C’è anche un’altra curiosità che lo contraddistingue, spesso non si è mai fermato nello stesso posto per più di una stagione. Due anni a Perugia - ma era davvero giovane - tre a Cuneo e due ad Alghero, per il resto ha sempre cambiato al termine dell’annata. E da qui partiamo.

Carattere da giramondo o è stato solo il caso?
«La mia intenzione, nell’arco di tutta la carriera, è sempre stata quella di godermi la vittoria nella squadra con cui ho conquistato il campionato. Purtroppo, e sottolineo non per volontà mia, non è quasi mai successo».

E’ presto per parlarne, ma Sentinelli vorrebbe rimanere a Piacenza?
«Sì e dirò di più: mi piacerebbe vincere ancora con questa maglia. Ormai sono quasi alla fine della mia carriera dunque mi piacciono le piazze calde e infatti, tranne Cuneo dove era una famiglia, le ho sempre scelte. A Padova è stata una delusione quando non mi hanno rinnovato dopo il campionato vinto e appena è arrivata la chiamata del Piacenza ho preso il primo aereo e sono volato dai presidenti per conoscerli».

Torniamo a Mapello?
«E’ stato bellissimo, vincere ha sempre un sapore particolare a cui non ci si abitua mai. Quando ho firmato col Piacenza con i presidenti dissi che avevano già vinto il campionato, perché arrivavo da 8 vittorie e non avevo intenzioni di fermarmi: direi che ho mantenuto la promessa».
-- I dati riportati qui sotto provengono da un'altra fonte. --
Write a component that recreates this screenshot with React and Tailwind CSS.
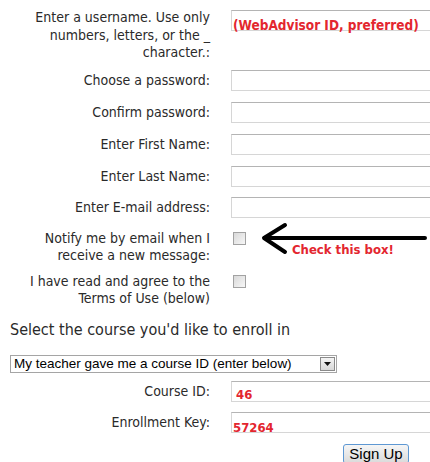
import React from "react";

const labelFont = { fontFamily: '"DejaVu Sans Condensed", "DejaVu Sans", Tahoma, sans-serif' };

function TextBox({ children, className = "" }) {
  return (
    <div
      className={`relative h-[21px] w-[230px] border border-[#d6d6d6] border-t-[#b4b4b4] bg-white ${className}`}
    >
      {children}
    </div>
  );
}

function CheckBox() {
  return (
    <div className="h-[13px] w-[13px] border border-[#a2a2a2] bg-gradient-to-br from-[#d9d9d9] to-[#f7f7f7]" />
  );
}

function Row({ label, children, className = "", align = "items-center" }) {
  return (
    <div className={`flex ${align} ${className}`}>
      <div className="w-[210px] shrink-0 text-right leading-[17.5px]">{label}</div>
      <div className="ml-[21px]">{children}</div>
    </div>
  );
}

export default function App() {
  return (
    <div
      className="relative h-[462px] w-[430px] overflow-hidden bg-white pt-[9px] text-[14px] text-[#2a2a2a]"
      style={labelFont}
    >
      <Row align="items-start" label={<>Enter a username. Use only<br />numbers, letters, or the _<br />character.:</>}>
        <TextBox className="mt-[1px] h-[20px]">
          <span className="absolute left-[1px] top-[6px] whitespace-nowrap text-[13.5px] font-bold leading-[17px] text-[#e3262f]">
            (WebAdvisor ID, preferred)
          </span>
        </TextBox>
      </Row>

      <Row className="mt-[8.5px]" label="Choose a password:">
        <TextBox />
      </Row>
      <Row className="mt-[11px]" label="Confirm password:">
        <TextBox />
      </Row>
      <Row className="mt-[11px]" label="Enter First Name:">
        <TextBox />
      </Row>
      <Row className="mt-[11px]" label="Enter Last Name:">
        <TextBox />
      </Row>
      <Row className="mt-[10px]" label="Enter E-mail address:">
        <TextBox />
      </Row>

      <Row align="items-start" className="mt-[11.5px]" label={<>Notify me by email when I<br />receive a new message:</>}>
        <div className="ml-[2px] mt-[2.5px]">
          <CheckBox />
        </div>
      </Row>
      <Row align="items-start" className="mt-[8px]" label={<>I have read and agree to the<br />Terms of Use (below)</>}>
        <div className="ml-[2px] mt-[2.5px]">
          <CheckBox />
        </div>
      </Row>

      <div className="ml-[10px] mt-[13px] whitespace-nowrap text-[16px] leading-[17.5px]">
        Select the course you'd like to enroll in
      </div>

      <div
        className="ml-[10px] mt-[17px] flex h-[18px] w-[327px] items-center border border-[#a5a5a5] bg-white pl-[3px] text-[13.5px] text-black"
        style={{ fontFamily: '"Liberation Sans", Arial, sans-serif' }}
      >
        <span className="flex-1 whitespace-nowrap leading-[16px]">My teacher gave me a course ID (enter below)</span>
        <div className="mr-[1px] flex h-[14px] w-[15px] items-center justify-center border border-[#8a8a8a] bg-gradient-to-b from-[#f4f4f4] to-[#d8d8d8]">
          <svg width="7" height="4" viewBox="0 0 7 4">
            <path d="M0 0h7L3.5 4z" fill="#111" />
          </svg>
        </div>
      </div>

      <Row className="mt-[8px]" label="Course ID:">
        <TextBox>
          <span className="absolute left-[4px] top-[4px] font-bold text-[13px] leading-[17px] text-[#e3262f]">46</span>
        </TextBox>
      </Row>
      <Row className="mt-[10px]" label="Enrollment Key:">
        <TextBox>
          <span className="absolute left-[1px] top-[6px] font-bold text-[13px] leading-[17px] text-[#e3262f]">57264</span>
        </TextBox>
      </Row>

      <div className="mt-[11px] flex">
        <button
          className="ml-[343px] h-[20px] w-[66px] rounded-[3px] border border-[#5e98d3] bg-gradient-to-b from-[#f6f6f6] to-[#dadada] text-[15px] leading-[16px] text-black"
          style={{ fontFamily: '"Liberation Sans", Arial, sans-serif' }}
        >
          Sign Up
        </button>
      </div>

      {/* arrow pointing at the notify checkbox */}
      <svg className="absolute left-0 top-0" width="430" height="462" viewBox="0 0 430 462">
        <path
          d="M264 238 L425 238 M285 225 L264 238 L285 252"
          fill="none"
          stroke="#000"
          strokeWidth="4"
          strokeLinecap="round"
          strokeLinejoin="round"
        />
      </svg>
      <span className="absolute left-[292px] top-[241px] whitespace-nowrap text-[13px] font-bold leading-[17px] text-[#e3262f]">
        Check this box!
      </span>
    </div>
  );
}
Concorda nel dire che l’impronta di Arnaldo Franzini su questa squadra è notevole?
«Il più grande merito di Franzini è stata la capacità di gestione di un gruppo con giocatori importanti, oltre che la bravura tattica. Mi ha fatto accettare la panchina col sorriso e, fidatevi, non è cosa facile perché io voglio sempre giocare. Lì nel mezzo siamo tre difensori forti ma diversi l’uno dall’altro e lui è stato bravo a farci girare a seconda di chi aveva bisogno. Non è facile trovare una qualità di gestione del gruppo così armonica, soprattutto in un tecnico giovane come Franzini, ne ho visti pochissimi come lui: forse Parlato al Padova e Iacolino al Cuneo».
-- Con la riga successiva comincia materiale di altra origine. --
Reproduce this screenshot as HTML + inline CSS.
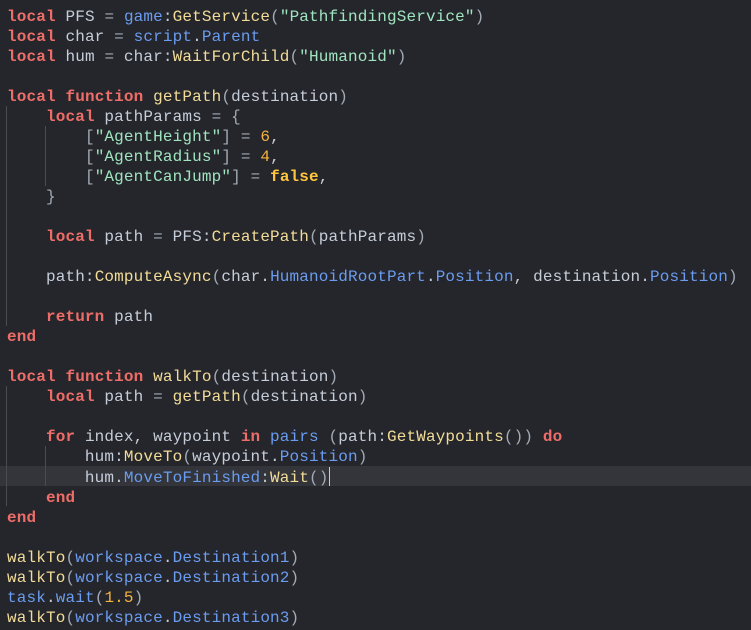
<!DOCTYPE html>
<html><head><meta charset="utf-8"><style>
html,body{margin:0;padding:0;background:#25262b;width:751px;height:630px;overflow:hidden}
pre{margin:0;padding:7px 0 0 7px;font-family:"Liberation Mono",monospace;font-size:16px;line-height:20px;letter-spacing:0.14px;color:#c5cdd9;position:relative;z-index:2}
.k{color:#ee6d68;font-weight:bold}.f{color:#f2dc98}.b{color:#6a9cf0}.s{color:#a0e4bf}.n{color:#f4b33e}.t{color:#ffc53d;font-weight:bold}.o{color:#a2aab5}
.hl{position:absolute;left:0;top:466px;width:751px;height:20px;background:#33353b;z-index:1}
.g{position:absolute;width:1px;background:#4a4c53;z-index:1}
.cur{display:inline-block;width:1px;height:19px;background:#c5cdd9;vertical-align:-4px}
</style></head><body>
<div class="hl"></div>
<div class="g" style="left:6px;top:106px;height:220px"></div>
<div class="g" style="left:6px;top:386px;height:120px"></div>
<div class="g" style="left:45px;top:126px;height:60px"></div>
<div class="g" style="left:45px;top:446px;height:40px"></div>
<pre><span class="k">local</span> PFS <span class="o">=</span> <span class="b">game</span>:<span class="f">GetService</span><span class="o">(</span><span class="s">"PathfindingService"</span><span class="o">)</span>
<span class="k">local</span> char <span class="o">=</span> <span class="b">script</span>.<span class="b">Parent</span>
<span class="k">local</span> hum <span class="o">=</span> char:<span class="f">WaitForChild</span><span class="o">(</span><span class="s">"Humanoid"</span><span class="o">)</span>

<span class="k">local</span> <span class="k">function</span> <span class="f">getPath</span><span class="o">(</span>destination<span class="o">)</span>
    <span class="k">local</span> pathParams <span class="o">=</span> <span class="o">{</span>
        <span class="o">[</span><span class="s">"AgentHeight"</span><span class="o">]</span> <span class="o">=</span> <span class="n">6</span>,
        <span class="o">[</span><span class="s">"AgentRadius"</span><span class="o">]</span> <span class="o">=</span> <span class="n">4</span>,
        <span class="o">[</span><span class="s">"AgentCanJump"</span><span class="o">]</span> <span class="o">=</span> <span class="t">false</span>,
    <span class="o">}</span>

    <span class="k">local</span> path <span class="o">=</span> PFS:<span class="f">CreatePath</span><span class="o">(</span>pathParams<span class="o">)</span>

    path:<span class="f">ComputeAsync</span><span class="o">(</span>char.<span class="b">HumanoidRootPart</span>.<span class="b">Position</span>, destination.<span class="b">Position</span><span class="o">)</span>

    <span class="k">return</span> path
<span class="k">end</span>

<span class="k">local</span> <span class="k">function</span> <span class="f">walkTo</span><span class="o">(</span>destination<span class="o">)</span>
    <span class="k">local</span> path <span class="o">=</span> <span class="f">getPath</span><span class="o">(</span>destination<span class="o">)</span>

    <span class="k">for</span> index, waypoint <span class="k">in</span> <span class="b">pairs</span> <span class="o">(</span>path:<span class="f">GetWaypoints</span><span class="o">())</span> <span class="k">do</span>
        hum:<span class="f">MoveTo</span><span class="o">(</span>waypoint.<span class="b">Position</span><span class="o">)</span>
        hum.<span class="b">MoveToFinished</span>:<span class="f">Wait</span><span class="o">()</span><span class="cur"></span>
    <span class="k">end</span>
<span class="k">end</span>

<span class="f">walkTo</span><span class="o">(</span><span class="b">workspace</span>.<span class="b">Destination1</span><span class="o">)</span>
<span class="f">walkTo</span><span class="o">(</span><span class="b">workspace</span>.<span class="b">Destination2</span><span class="o">)</span>
<span class="b">task</span>.<span class="b">wait</span><span class="o">(</span><span class="n">1.5</span><span class="o">)</span>
<span class="f">walkTo</span><span class="o">(</span><span class="b">workspace</span>.<span class="b">Destination3</span><span class="o">)</span>
<span class="f">walkTo</span><span class="o">(</span><span class="b">workspace</span>.<span class="b">Destination4</span><span class="o">)</span>
</pre>
</body></html>
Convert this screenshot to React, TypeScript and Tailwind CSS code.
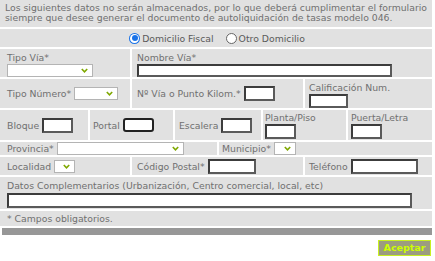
import React, { useState } from "react";

const cell = "bg-[#e1e1e1] text-[#707070]";
const inp = "bg-white border-2 border-t-[#3c3c3c] border-l-[#3c3c3c] border-r-[#5a5a5a] border-b-[#5a5a5a] h-[15px]";

function Sel({ w }: { w: number }) {
  return (
    <div
      className="bg-white border border-[#b4b4b4] h-[13px] flex items-center justify-end pr-[4px]"
      style={{ width: w }}
    >
      <svg width="7" height="5" viewBox="0 0 7 5">
        <path d="M0.8 1 L3.5 3.8 L6.2 1" fill="none" stroke="#7fa800" strokeWidth="1.6" />
      </svg>
    </div>
  );
}

function Radio({ on }: { on: boolean }) {
  return on ? (
    <span className="w-[11px] h-[11px] rounded-full bg-[#1a73e8] flex items-center justify-center">
      <span className="w-[9px] h-[9px] rounded-full bg-white flex items-center justify-center">
        <span className="w-[6px] h-[6px] rounded-full bg-[#1a73e8]" />
      </span>
    </span>
  ) : (
    <span className="w-[11px] h-[11px] rounded-full border border-[#666] bg-white" />
  );
}

export default function App() {
  const [fiscal, setFiscal] = useState(true);

  return (
    <div
      className="w-[435px] h-[261px] bg-white text-[9.3px] leading-[11px]"
      style={{ fontFamily: "'DejaVu Sans', Verdana, sans-serif" }}
    >
      <div className="w-[432px] flex flex-col gap-[2px]">
        <div className={`${cell} h-[27px] px-[5px] pt-[3px] leading-[10px]`}>
          Los siguientes datos no serán almacenados, por lo que deberá cumplimentar el formulario siempre que desee generar el documento de autoliquidación de tasas modelo 046.
        </div>

        <div className={`${cell} h-[18px] flex items-center justify-center gap-[12px] pl-[2px]`}>
          <button onClick={() => setFiscal(true)} className="flex items-center gap-[2px]">
            <Radio on={fiscal} />
            <span className="text-[#5a5a5a]">Domicilio Fiscal</span>
          </button>
          <button onClick={() => setFiscal(false)} className="flex items-center gap-[2px]">
            <Radio on={!fiscal} />
            <span className="text-[#5a5a5a]">Otro Domicilio</span>
          </button>
        </div>

        <div className="flex gap-[2px] h-[28px]">
          <div className={`${cell} w-[130px] pl-[7px] pt-[3px] flex flex-col gap-[1px]`}>
            <span>Tipo Vía*</span>
            <Sel w={86} />
          </div>
          <div className={`${cell} flex-1 pl-[5px] pt-[3px] flex flex-col gap-[1px]`}>
            <span>Nombre Vía*</span>
            <div className={`${inp} w-[255px]`} />
          </div>
        </div>

        <div className="flex gap-[2px] h-[29px]">
          <div className={`${cell} w-[130px] pl-[7px] flex items-center gap-[3px]`}>
            <span>Tipo Número*</span>
            <Sel w={44} />
          </div>
          <div className={`${cell} w-[171px] pl-[5px] flex items-center gap-[3px]`}>
            <span>Nº Vía o Punto Kilom.*</span>
            <div className={`${inp} w-[31px]`} />
          </div>
          <div className={`${cell} flex-1 pl-[4px] pt-[3px] flex flex-col gap-[1px]`}>
            <span>Calificación Num.</span>
            <div className={`${inp} w-[39px]`} />
          </div>
        </div>

        <div className="flex gap-[2px] h-[30px]">
          <div className={`${cell} w-[88px] pl-[7px] flex items-center gap-[3px]`}>
            <span>Bloque</span>
            <div className={`${inp} w-[31px] h-[14px]`} />
          </div>
          <div className={`${cell} w-[83px] pl-[3px] flex items-center gap-[3px]`}>
            <span>Portal</span>
            <div className="bg-white border-2 border-[#222] rounded-[3px] w-[31px] h-[14px]" />
          </div>
          <div className={`${cell} w-[86px] pl-[4px] flex items-center gap-[3px]`}>
            <span>Escalera</span>
            <div className={`${inp} w-[31px] h-[14px]`} />
          </div>
          <div className={`${cell} w-[83px] pl-[2px] pt-[2px] flex flex-col gap-[1px]`}>
            <span>Planta/Piso</span>
            <div className={`${inp} w-[31px]`} />
          </div>
          <div className={`${cell} flex-1 pl-[3px] pt-[2px] flex flex-col gap-[1px]`}>
            <span>Puerta/Letra</span>
            <div className={`${inp} w-[31px]`} />
          </div>
        </div>

        <div className="flex gap-[2px] h-[13px]">
          <div className={`${cell} w-[217px] pl-[7px] flex items-center gap-[3px]`}>
            <span>Provincia*</span>
            <Sel w={127} />
          </div>
          <div className={`${cell} flex-1 pl-[3px] flex items-center gap-[3px]`}>
            <span>Municipio*</span>
            <Sel w={22} />
          </div>
        </div>

        <div className="flex gap-[2px] h-[18px]">
          <div className={`${cell} w-[130px] pl-[7px] flex items-center gap-[3px]`}>
            <span>Localidad</span>
            <Sel w={21} />
          </div>
          <div className={`${cell} w-[171px] pl-[5px] flex items-center gap-[3px]`}>
            <span>Código Postal*</span>
            <div className={`${inp} w-[48px] h-[13px]`} />
          </div>
          <div className={`${cell} flex-1 pl-[4px] flex items-center gap-[3px]`}>
            <span>Teléfono</span>
            <div className={`${inp} w-[67px] h-[15px]`} />
          </div>
        </div>

        <div className={`${cell} h-[32px] pl-[7px] pt-[3px] flex flex-col gap-[2px]`}>
          <span>Datos Complementarios (Urbanización, Centro comercial, local, etc)</span>
          <div className={`${inp} w-[405px]`} />
        </div>

        <div className={`${cell} h-[15px] pl-[7px] flex items-center`}>* Campos obligatorios.</div>

        <div className="h-[7px] bg-[#979797] ml-[2px]" />
      </div>

      <div className="w-[431px] flex justify-end pt-[5px]">
        <button className="h-[16px] w-[53px] bg-[#9c9c80] border border-[#c8f020] text-[#ccff00] font-bold text-[9.5px] leading-[14px]">
          Aceptar
        </button>
      </div>
    </div>
  );
}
La difesa ha fatto la differenza?
«Come detto prima io, Silva e Ruffini abbiamo caratteristiche diverse e il mister ha giocato sulle nostre qualità. In linea di massima direi di sì, il subire pochi gol e spesso a risultato già acquisito è stato di grande aiuto nell’economia della squadra ma non ci siamo solo noi».

Squadra armonica?
«Il merito va in egual misura agli attaccanti, infatti siamo il reparto offensivo migliore del girone e soprattutto ai nostri giovani che hanno fatto una stagione eccezionale. In tutta la mia carriera non ho mai giocato con degli “under” già così pronti per una grande squadra».

L’ingrediente segreto?
«Che prima di tutto siamo un gruppo di amici veri e questo fa sempre la differenza dentro a uno spogliatoio. Siamo coesi e condividiamo tutti quanti, dal primo all’ultimo, un obiettivo comune: vincere».

Roma o Lazio?
«La via maestra è quella giallorossa. In casa si tifa Roma e anche con i miei figli siamo sulla buona strada».